#### Stored records
# # # # #

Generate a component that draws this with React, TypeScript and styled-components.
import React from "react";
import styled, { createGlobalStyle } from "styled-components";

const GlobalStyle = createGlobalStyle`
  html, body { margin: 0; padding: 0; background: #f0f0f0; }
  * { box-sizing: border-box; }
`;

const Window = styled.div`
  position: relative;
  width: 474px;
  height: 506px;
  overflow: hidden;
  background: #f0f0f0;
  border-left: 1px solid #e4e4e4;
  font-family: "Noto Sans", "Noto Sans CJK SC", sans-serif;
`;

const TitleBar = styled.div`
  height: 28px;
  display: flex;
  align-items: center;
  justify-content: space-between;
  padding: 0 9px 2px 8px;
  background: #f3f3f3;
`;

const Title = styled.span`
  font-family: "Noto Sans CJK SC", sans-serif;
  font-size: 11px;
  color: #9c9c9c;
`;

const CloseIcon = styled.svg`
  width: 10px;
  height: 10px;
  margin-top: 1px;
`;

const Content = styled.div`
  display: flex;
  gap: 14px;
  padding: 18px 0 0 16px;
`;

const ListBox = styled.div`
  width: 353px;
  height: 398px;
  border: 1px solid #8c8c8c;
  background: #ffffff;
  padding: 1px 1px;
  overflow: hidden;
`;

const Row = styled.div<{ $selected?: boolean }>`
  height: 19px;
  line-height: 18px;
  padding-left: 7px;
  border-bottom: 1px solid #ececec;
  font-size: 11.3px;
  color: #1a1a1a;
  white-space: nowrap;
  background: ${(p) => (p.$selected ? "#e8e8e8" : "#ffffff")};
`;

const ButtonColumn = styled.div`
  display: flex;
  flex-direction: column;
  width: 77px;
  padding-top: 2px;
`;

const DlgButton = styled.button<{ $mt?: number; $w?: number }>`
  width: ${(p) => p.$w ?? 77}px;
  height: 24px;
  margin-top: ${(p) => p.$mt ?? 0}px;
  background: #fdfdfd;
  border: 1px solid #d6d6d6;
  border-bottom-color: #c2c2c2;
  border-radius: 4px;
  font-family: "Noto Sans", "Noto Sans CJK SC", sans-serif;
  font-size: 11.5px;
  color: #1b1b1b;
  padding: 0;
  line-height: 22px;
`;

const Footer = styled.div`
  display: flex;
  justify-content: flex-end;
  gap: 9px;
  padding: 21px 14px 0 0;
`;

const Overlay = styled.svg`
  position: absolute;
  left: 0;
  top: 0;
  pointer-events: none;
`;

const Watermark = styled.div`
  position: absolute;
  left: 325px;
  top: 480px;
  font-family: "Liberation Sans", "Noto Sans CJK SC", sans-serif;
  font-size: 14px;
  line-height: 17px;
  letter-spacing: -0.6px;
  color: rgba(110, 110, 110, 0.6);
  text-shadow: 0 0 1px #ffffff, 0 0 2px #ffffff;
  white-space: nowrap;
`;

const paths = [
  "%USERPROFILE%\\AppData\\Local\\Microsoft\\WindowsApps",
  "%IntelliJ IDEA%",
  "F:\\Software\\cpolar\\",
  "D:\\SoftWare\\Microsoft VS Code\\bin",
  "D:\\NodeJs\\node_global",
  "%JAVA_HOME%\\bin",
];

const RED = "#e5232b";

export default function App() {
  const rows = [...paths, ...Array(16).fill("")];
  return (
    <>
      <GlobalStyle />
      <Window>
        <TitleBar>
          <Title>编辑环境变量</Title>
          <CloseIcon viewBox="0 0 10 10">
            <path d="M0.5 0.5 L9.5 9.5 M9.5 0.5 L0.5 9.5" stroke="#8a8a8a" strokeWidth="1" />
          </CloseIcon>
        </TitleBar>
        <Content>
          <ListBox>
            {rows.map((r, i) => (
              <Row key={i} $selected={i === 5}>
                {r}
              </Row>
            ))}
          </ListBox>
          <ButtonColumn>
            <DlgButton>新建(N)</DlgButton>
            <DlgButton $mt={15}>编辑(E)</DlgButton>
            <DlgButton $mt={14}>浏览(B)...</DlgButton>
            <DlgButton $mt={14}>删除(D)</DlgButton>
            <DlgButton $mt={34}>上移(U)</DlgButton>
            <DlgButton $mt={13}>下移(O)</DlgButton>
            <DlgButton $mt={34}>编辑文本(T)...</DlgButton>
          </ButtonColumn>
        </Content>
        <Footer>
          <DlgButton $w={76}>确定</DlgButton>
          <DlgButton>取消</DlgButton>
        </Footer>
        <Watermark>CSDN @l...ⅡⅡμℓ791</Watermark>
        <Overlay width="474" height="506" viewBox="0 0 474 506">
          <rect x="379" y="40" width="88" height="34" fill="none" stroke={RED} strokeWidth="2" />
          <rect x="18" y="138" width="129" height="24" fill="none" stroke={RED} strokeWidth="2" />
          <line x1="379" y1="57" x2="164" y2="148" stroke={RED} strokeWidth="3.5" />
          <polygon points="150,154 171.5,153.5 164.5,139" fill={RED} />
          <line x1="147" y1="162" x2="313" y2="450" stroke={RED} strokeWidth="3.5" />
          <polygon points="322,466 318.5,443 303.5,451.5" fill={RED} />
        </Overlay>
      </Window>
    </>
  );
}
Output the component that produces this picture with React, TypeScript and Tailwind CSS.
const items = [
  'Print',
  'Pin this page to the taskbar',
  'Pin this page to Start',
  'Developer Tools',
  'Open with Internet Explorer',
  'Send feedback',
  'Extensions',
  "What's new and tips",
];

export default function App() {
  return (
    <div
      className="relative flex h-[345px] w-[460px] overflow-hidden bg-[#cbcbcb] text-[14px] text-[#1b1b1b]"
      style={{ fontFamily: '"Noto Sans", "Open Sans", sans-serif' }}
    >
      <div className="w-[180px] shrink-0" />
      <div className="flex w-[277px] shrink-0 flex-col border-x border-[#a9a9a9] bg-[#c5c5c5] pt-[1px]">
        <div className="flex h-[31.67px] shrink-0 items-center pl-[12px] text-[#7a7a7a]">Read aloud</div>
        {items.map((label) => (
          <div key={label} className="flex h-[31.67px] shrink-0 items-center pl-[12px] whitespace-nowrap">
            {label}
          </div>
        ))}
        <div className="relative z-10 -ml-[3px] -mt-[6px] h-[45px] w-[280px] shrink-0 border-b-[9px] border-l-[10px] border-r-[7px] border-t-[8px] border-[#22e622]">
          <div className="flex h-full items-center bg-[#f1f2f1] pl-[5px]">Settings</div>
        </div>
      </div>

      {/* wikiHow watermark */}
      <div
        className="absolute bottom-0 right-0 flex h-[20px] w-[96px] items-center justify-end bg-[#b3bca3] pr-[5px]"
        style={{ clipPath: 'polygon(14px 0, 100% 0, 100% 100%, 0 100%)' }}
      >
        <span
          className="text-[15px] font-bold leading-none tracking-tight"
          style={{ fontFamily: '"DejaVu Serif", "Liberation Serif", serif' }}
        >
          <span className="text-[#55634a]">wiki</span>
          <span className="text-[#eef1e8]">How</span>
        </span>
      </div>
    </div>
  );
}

# # # # #

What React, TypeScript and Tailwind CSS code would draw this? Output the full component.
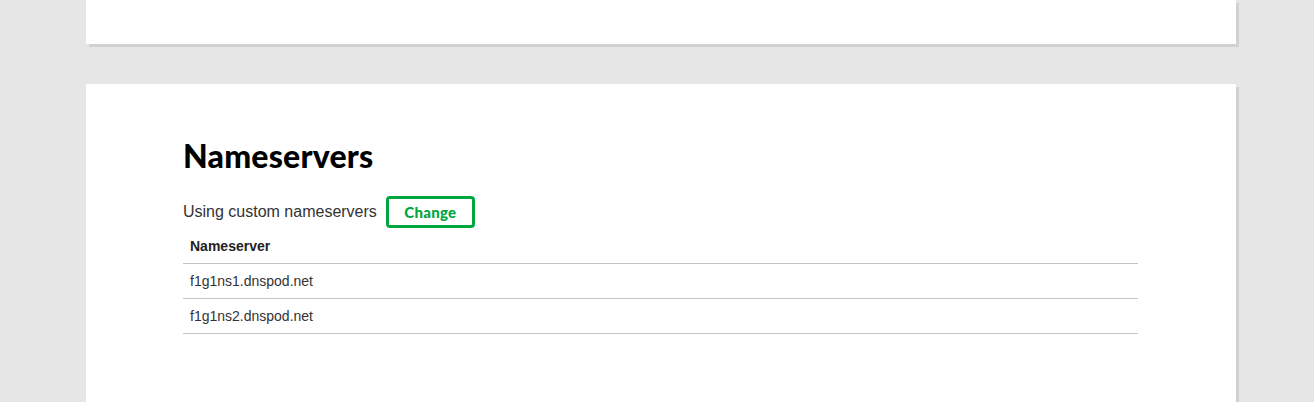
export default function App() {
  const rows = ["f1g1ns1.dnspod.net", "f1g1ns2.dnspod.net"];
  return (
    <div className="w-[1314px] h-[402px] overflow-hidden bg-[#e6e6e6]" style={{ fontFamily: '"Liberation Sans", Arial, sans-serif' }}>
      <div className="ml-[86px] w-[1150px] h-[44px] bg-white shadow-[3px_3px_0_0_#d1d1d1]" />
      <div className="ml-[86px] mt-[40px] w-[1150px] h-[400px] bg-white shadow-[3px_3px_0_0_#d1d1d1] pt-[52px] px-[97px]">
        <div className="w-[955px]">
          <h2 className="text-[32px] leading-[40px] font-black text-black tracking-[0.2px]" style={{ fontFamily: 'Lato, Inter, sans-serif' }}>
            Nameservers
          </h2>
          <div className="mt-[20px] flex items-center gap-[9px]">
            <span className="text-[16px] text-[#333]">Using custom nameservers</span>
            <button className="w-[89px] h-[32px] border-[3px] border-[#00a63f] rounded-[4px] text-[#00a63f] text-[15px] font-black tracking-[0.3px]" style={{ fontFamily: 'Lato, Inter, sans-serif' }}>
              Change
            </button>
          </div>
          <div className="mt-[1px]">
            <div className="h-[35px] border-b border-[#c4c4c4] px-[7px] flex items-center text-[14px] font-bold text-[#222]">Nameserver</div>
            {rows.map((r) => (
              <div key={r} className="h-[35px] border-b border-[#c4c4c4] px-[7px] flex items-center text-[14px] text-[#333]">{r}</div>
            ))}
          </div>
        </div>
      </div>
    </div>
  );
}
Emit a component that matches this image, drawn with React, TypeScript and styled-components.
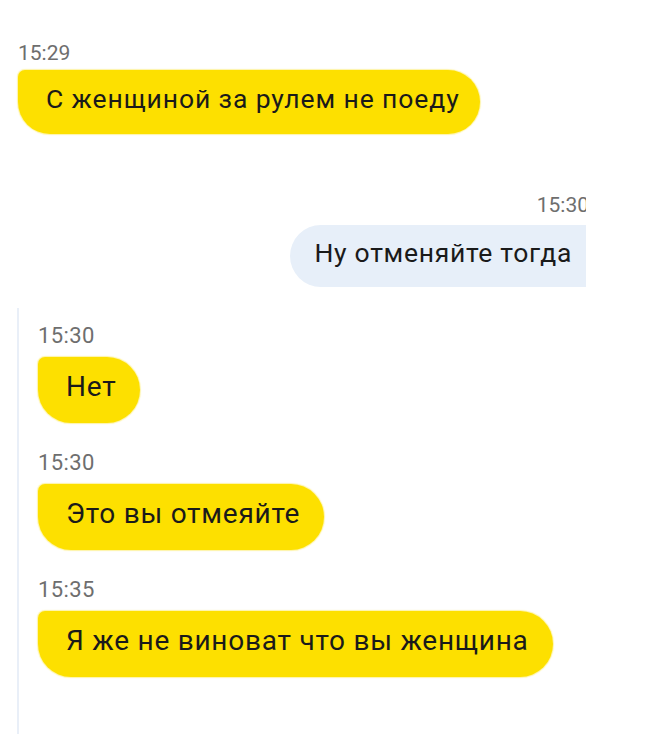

# # # # #

#### GIVEN TASK
List each line holding the string "What".

#### RESPONSE
  "What's new and tips",
What React, TypeScript and Tailwind CSS code would draw this? Output the full component.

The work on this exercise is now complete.